Work to do >> Copy the records below exactly, leaving out any pictures.

--- Records provided ---

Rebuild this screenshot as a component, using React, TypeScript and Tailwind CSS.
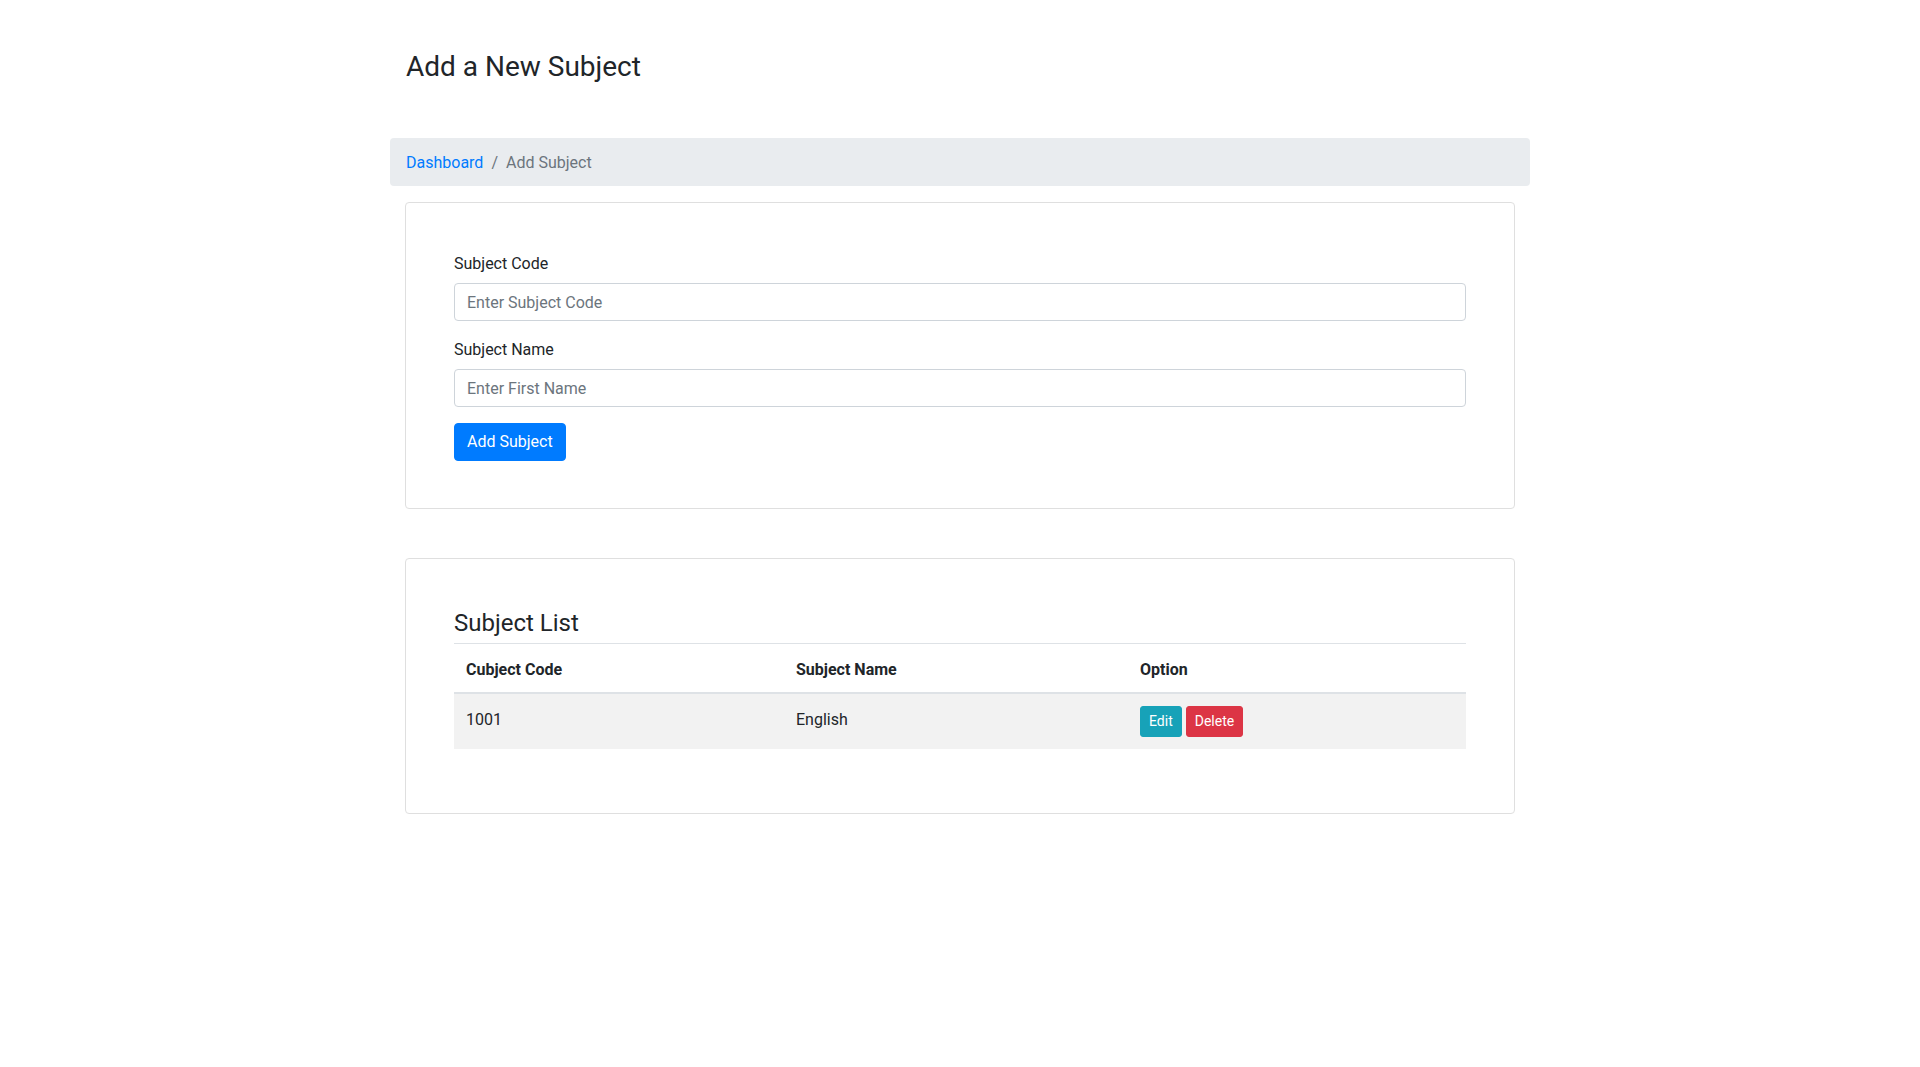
type Subject = {
  code: string;
  name: string;
};

const subjects: Subject[] = [{ code: "1001", name: "English" }];

function FormField({ label, placeholder }: { label: string; placeholder: string }) {
  return (
    <div className="mb-[16px]">
      <label className="mb-[7px] block pt-[1px] text-[16px] leading-[24px] text-[#212529]">
        {label}
      </label>
      <input
        type="text"
        placeholder={placeholder}
        className="block h-[38px] w-full rounded-[4px] border border-[#ced4da] bg-white px-[12px] text-[16px] leading-[24px] text-[#495057] outline-none placeholder:text-[#6c757d]"
      />
    </div>
  );
}

export default function App() {
  return (
    <div className="min-h-screen bg-white font-['Roboto',sans-serif] text-[#212529]">
      <div className="mx-auto w-[1140px] pt-[50px]">
        <h3 className="pl-[16px] text-[28px] font-normal leading-[34px] text-[#212529]">
          Add a New Subject
        </h3>

        <nav className="mt-[54px] mb-[16px] flex items-center rounded-[4px] bg-[#e9ecef] px-[16px] pt-[13px] pb-[11px] text-[16px] leading-[24px]">
          <a href="#" className="text-[#007bff]">
            Dashboard
          </a>
          <span className="px-[8px] text-[#6c757d]">/</span>
          <span className="text-[#6c757d]">Add Subject</span>
        </nav>

        <div className="px-[15px]">
          <div className="rounded-[4px] border border-[#dfdfdf] px-[48px] pt-[48px] pb-[47px]">
            <form>
              <FormField label="Subject Code" placeholder="Enter Subject Code" />
              <FormField label="Subject Name" placeholder="Enter First Name" />
              <button
                type="button"
                className="h-[38px] rounded-[4px] border border-[#007bff] bg-[#007bff] px-[12px] text-[16px] leading-[24px] text-white"
              >
                Add Subject
              </button>
            </form>
          </div>

          <div className="mt-[49px] rounded-[4px] border border-[#dfdfdf] px-[48px] pt-[48px] pb-[48px]">
            <h4 className="mb-[6px] pt-[2px] text-[24px] font-normal leading-[28px] text-[#212529]">
              Subject List
            </h4>
            <table className="mb-[16px] w-full border-collapse text-left text-[16px] leading-[24px]">
              <thead>
                <tr>
                  <th className="w-[330px] border-t border-b-2 border-[#dee2e6] px-[12px] pt-[14px] pb-[10px] align-bottom font-bold">
                    Cubject Code
                  </th>
                  <th className="w-[344px] border-t border-b-2 border-[#dee2e6] px-[12px] pt-[14px] pb-[10px] align-bottom font-bold">
                    Subject Name
                  </th>
                  <th className="border-t border-b-2 border-[#dee2e6] px-[12px] pt-[14px] pb-[10px] align-bottom font-bold">
                    Option
                  </th>
                </tr>
              </thead>
              <tbody>
                {subjects.map((s) => (
                  <tr key={s.code} className="bg-[#f2f2f2]">
                    <td className="px-[12px] pt-[14px] pb-[10px] align-top">{s.code}</td>
                    <td className="px-[12px] pt-[14px] pb-[10px] align-top">{s.name}</td>
                    <td className="px-[12px] py-[12px] align-top">
                      <div className="flex gap-[4px]">
                        <button
                          type="button"
                          className="h-[31px] rounded-[3px] border border-[#17a2b8] bg-[#17a2b8] px-[8px] text-[14px] leading-[21px] text-white"
                        >
                          Edit
                        </button>
                        <button
                          type="button"
                          className="h-[31px] rounded-[3px] border border-[#dc3545] bg-[#dc3545] px-[8px] text-[14px] leading-[21px] text-white"
                        >
                          Delete
                        </button>
                      </div>
                    </td>
                  </tr>
                ))}
              </tbody>
            </table>
          </div>
        </div>
      </div>
    </div>
  );
}
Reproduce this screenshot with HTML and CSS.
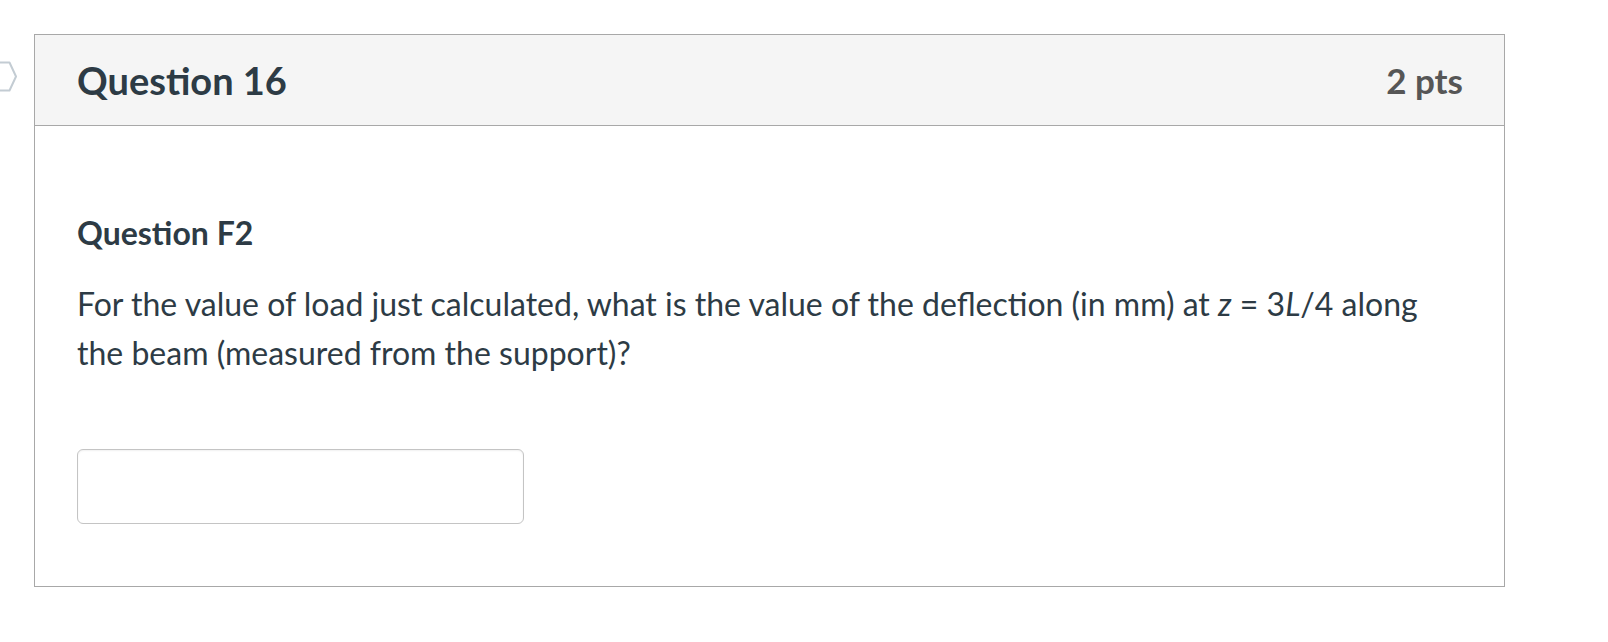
FILE: index.html
```html
<!DOCTYPE html>
<html lang="en">
<head>
<meta charset="utf-8">
<title>Question 16</title>
<link rel="stylesheet" href="styles.css">
</head>
<body>
<div class="page">
  <svg class="flag" width="20" height="32" viewBox="0 0 20 32" aria-hidden="true">
    <polygon points="-12,1.5 9.5,1.5 16,15.5 9.5,29.5 -12,29.5" fill="#ffffff" stroke="#c3ccd3" stroke-width="2" stroke-linejoin="round"/>
  </svg>
  <div class="question">
    <div class="q-header">
      <span class="q-name">Question 16</span>
      <span class="q-points">2 pts</span>
    </div>
    <div class="q-body">
      <div class="q-title">Question F2</div>
      <p class="q-text">For the value of load just calculated, what is the value of the deflection (in mm) at <i>z</i> = 3<i>L</i>/4 along the beam (measured from the support)?</p>
      <input class="q-input" type="text" aria-label="Answer">
    </div>
  </div>
</div>
</body>
</html>
```
FILE: styles.css
```css
html, body {
  margin: 0;
  padding: 0;
  background: #ffffff;
}
body {
  font-family: Lato, "Open Sans", "Liberation Sans", sans-serif;
  color: #2d3b45;
}
.page {
  position: relative;
  padding: 34px 0 0 34px;
}
.flag {
  position: absolute;
  left: 0;
  top: 61px;
}
.question {
  width: 1469px;
  border: 1px solid #a8a8a8;
  box-sizing: content-box;
}
.q-header {
  height: 90px;
  background: #f5f5f5;
  border-bottom: 1px solid #a8a8a8;
  display: flex;
  align-items: center;
  justify-content: space-between;
  padding: 0 41px 0 42px;
}
.q-name {
  font-size: 38px;
  font-weight: 700;
  color: #2d3b45;
}
.q-points {
  font-size: 35px;
  font-weight: 700;
  color: #565656;
}
.q-body {
  padding: 84px 41px 62px 42px;
}
.q-title {
  font-size: 32px;
  font-weight: 700;
  line-height: 46px;
  margin: 0 0 23px;
}
.q-text {
  font-size: 32px;
  line-height: 49px;
  margin: 0 0 72px;
}
.q-text i {
  font-style: italic;
}
.q-input {
  display: block;
  width: 447px;
  height: 75px;
  box-sizing: border-box;
  border: 1px solid #c4c4c4;
  border-radius: 6px;
  box-shadow: inset 0 1px 2px rgba(0,0,0,0.06);
  background: #ffffff;
  margin: 0;
  padding: 0 12px;
  font-family: inherit;
  font-size: 29px;
}
```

---

Task result >>
Rebuild this screenshot as a component, using React, TypeScript and Tailwind CSS.
type Subject = {
  code: string;
  name: string;
};

const subjects: Subject[] = [{ code: "1001", name: "English" }];

function FormField({ label, placeholder }: { label: string; placeholder: string }) {
  return (
    <div className="mb-[16px]">
      <label className="mb-[7px] block pt-[1px] text-[16px] leading-[24px] text-[#212529]">
        {label}
      </label>
      <input
        type="text"
        placeholder={placeholder}
        className="block h-[38px] w-full rounded-[4px] border border-[#ced4da] bg-white px-[12px] text-[16px] leading-[24px] text-[#495057] outline-none placeholder:text-[#6c757d]"
      />
    </div>
  );
}

export default function App() {
  return (
    <div className="min-h-screen bg-white font-['Roboto',sans-serif] text-[#212529]">
      <div className="mx-auto w-[1140px] pt-[50px]">
        <h3 className="pl-[16px] text-[28px] font-normal leading-[34px] text-[#212529]">
          Add a New Subject
        </h3>

        <nav className="mt-[54px] mb-[16px] flex items-center rounded-[4px] bg-[#e9ecef] px-[16px] pt-[13px] pb-[11px] text-[16px] leading-[24px]">
          <a href="#" className="text-[#007bff]">
            Dashboard
          </a>
          <span className="px-[8px] text-[#6c757d]">/</span>
          <span className="text-[#6c757d]">Add Subject</span>
        </nav>

        <div className="px-[15px]">
          <div className="rounded-[4px] border border-[#dfdfdf] px-[48px] pt-[48px] pb-[47px]">
            <form>
              <FormField label="Subject Code" placeholder="Enter Subject Code" />
              <FormField label="Subject Name" placeholder="Enter First Name" />
              <button
                type="button"
                className="h-[38px] rounded-[4px] border border-[#007bff] bg-[#007bff] px-[12px] text-[16px] leading-[24px] text-white"
              >
                Add Subject
              </button>
            </form>
          </div>

          <div className="mt-[49px] rounded-[4px] border border-[#dfdfdf] px-[48px] pt-[48px] pb-[48px]">
            <h4 className="mb-[6px] pt-[2px] text-[24px] font-normal leading-[28px] text-[#212529]">
              Subject List
            </h4>
            <table className="mb-[16px] w-full border-collapse text-left text-[16px] leading-[24px]">
              <thead>
                <tr>
                  <th className="w-[330px] border-t border-b-2 border-[#dee2e6] px-[12px] pt-[14px] pb-[10px] align-bottom font-bold">
                    Cubject Code
                  </th>
                  <th className="w-[344px] border-t border-b-2 border-[#dee2e6] px-[12px] pt-[14px] pb-[10px] align-bottom font-bold">
                    Subject Name
                  </th>
                  <th className="border-t border-b-2 border-[#dee2e6] px-[12px] pt-[14px] pb-[10px] align-bottom font-bold">
                    Option
                  </th>
                </tr>
              </thead>
              <tbody>
                {subjects.map((s) => (
                  <tr key={s.code} className="bg-[#f2f2f2]">
                    <td className="px-[12px] pt-[14px] pb-[10px] align-top">{s.code}</td>
                    <td className="px-[12px] pt-[14px] pb-[10px] align-top">{s.name}</td>
                    <td className="px-[12px] py-[12px] align-top">
                      <div className="flex gap-[4px]">
                        <button
                          type="button"
                          className="h-[31px] rounded-[3px] border border-[#17a2b8] bg-[#17a2b8] px-[8px] text-[14px] leading-[21px] text-white"
                        >
                          Edit
                        </button>
                        <button
                          type="button"
                          className="h-[31px] rounded-[3px] border border-[#dc3545] bg-[#dc3545] px-[8px] text-[14px] leading-[21px] text-white"
                        >
                          Delete
                        </button>
                      </div>
                    </td>
                  </tr>
                ))}
              </tbody>
            </table>
          </div>
        </div>
      </div>
    </div>
  );
}
Reproduce this screenshot with HTML and CSS.
FILE: index.html
```html
<!DOCTYPE html>
<html lang="en">
<head>
<meta charset="utf-8">
<title>Question 16</title>
<link rel="stylesheet" href="styles.css">
</head>
<body>
<div class="page">
  <svg class="flag" width="20" height="32" viewBox="0 0 20 32" aria-hidden="true">
    <polygon points="-12,1.5 9.5,1.5 16,15.5 9.5,29.5 -12,29.5" fill="#ffffff" stroke="#c3ccd3" stroke-width="2" stroke-linejoin="round"/>
  </svg>
  <div class="question">
    <div class="q-header">
      <span class="q-name">Question 16</span>
      <span class="q-points">2 pts</span>
    </div>
    <div class="q-body">
      <div class="q-title">Question F2</div>
      <p class="q-text">For the value of load just calculated, what is the value of the deflection (in mm) at <i>z</i> = 3<i>L</i>/4 along the beam (measured from the support)?</p>
      <input class="q-input" type="text" aria-label="Answer">
    </div>
  </div>
</div>
</body>
</html>
```
FILE: styles.css
```css
html, body {
  margin: 0;
  padding: 0;
  background: #ffffff;
}
body {
  font-family: Lato, "Open Sans", "Liberation Sans", sans-serif;
  color: #2d3b45;
}
.page {
  position: relative;
  padding: 34px 0 0 34px;
}
.flag {
  position: absolute;
  left: 0;
  top: 61px;
}
.question {
  width: 1469px;
  border: 1px solid #a8a8a8;
  box-sizing: content-box;
}
.q-header {
  height: 90px;
  background: #f5f5f5;
  border-bottom: 1px solid #a8a8a8;
  display: flex;
  align-items: center;
  justify-content: space-between;
  padding: 0 41px 0 42px;
}
.q-name {
  font-size: 38px;
  font-weight: 700;
  color: #2d3b45;
}
.q-points {
  font-size: 35px;
  font-weight: 700;
  color: #565656;
}
.q-body {
  padding: 84px 41px 62px 42px;
}
.q-title {
  font-size: 32px;
  font-weight: 700;
  line-height: 46px;
  margin: 0 0 23px;
}
.q-text {
  font-size: 32px;
  line-height: 49px;
  margin: 0 0 72px;
}
.q-text i {
  font-style: italic;
}
.q-input {
  display: block;
  width: 447px;
  height: 75px;
  box-sizing: border-box;
  border: 1px solid #c4c4c4;
  border-radius: 6px;
  box-shadow: inset 0 1px 2px rgba(0,0,0,0.06);
  background: #ffffff;
  margin: 0;
  padding: 0 12px;
  font-family: inherit;
  font-size: 29px;
}
```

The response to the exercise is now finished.